Henrich's second study revealed that those who believe in God are more likely to treat other people fairly.
"What we want to understand is how humans were able to scale up from being relatively small societies to larger groups very quickly. One answer is that religion can act as a kind of social technology that helped humans scale up and build large, complex societies," Henrich said.
He said in the religion of very small societies, "there's no intertwining between religion and ethics or morality."
"There are supernatural agents, but they tend to be weak, they can be tricked, and they don't have any power over the afterlife. It's only over time that gods become increasingly concerned with human affairs. Gods that have control over the afterlife don't appear until relatively late in human history," he explained.
The concepts of the powerful gods, he said, started when "we have evolved some basic cognitive abilities that allow us to represent and understand these supernatural beings."
"Cultural evolution can then shape the details of what those gods care about and how powerful they are," he said.
Henrich added that as these gods became powerful, they were represented as more interested in the affairs of mankind and willing to punish people who did not follow social norms, the Harvard Gazette said.
When gods changed, the rituals also changed that kept people close to their faiths. He said Sunday services and prayer help in uniting larger communities of faith.
These tight-knit communities became able to surpass their neighbours through sharing of resources.
"The key element is that there is an in-group pro-sociality.
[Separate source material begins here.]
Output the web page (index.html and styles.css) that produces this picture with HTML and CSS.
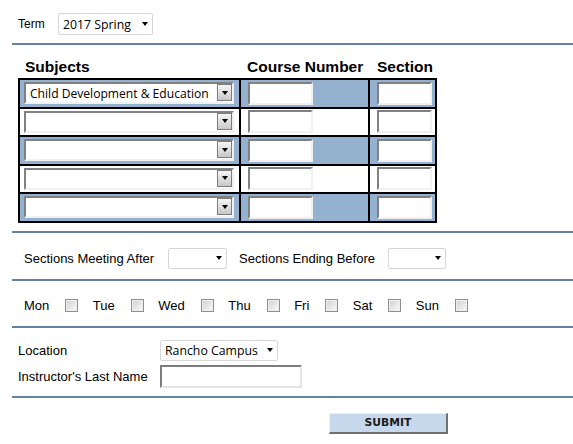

You are willing to support other members of your group ... but that circle expands over time," he said.
Henrich and his colleagues held experiments in different parts of the world to know how belief in God influenced people's behaviour.
"We went to eight societies and tested Hindus, Christians, Buddhists, and others. What we did was give people a chance to essentially cheat at a game or to be biased toward themselves and their local communities over strangers from the same religious group," he explained.
He added, "Based on interviews done later, what we found was how omniscient and punishing people believe their god to be — predicted how much they would cheat, essentially."
Henrich said people who believed in more-punishing and more-knowing gods "cheated less in favor of themselves and their local groups over distance co-religionists, although everyone cheated in favor of themselves or in favor of their local group a little bit. What this means is they were allocating more coins to a distant co-religionist, and expanding the social sphere."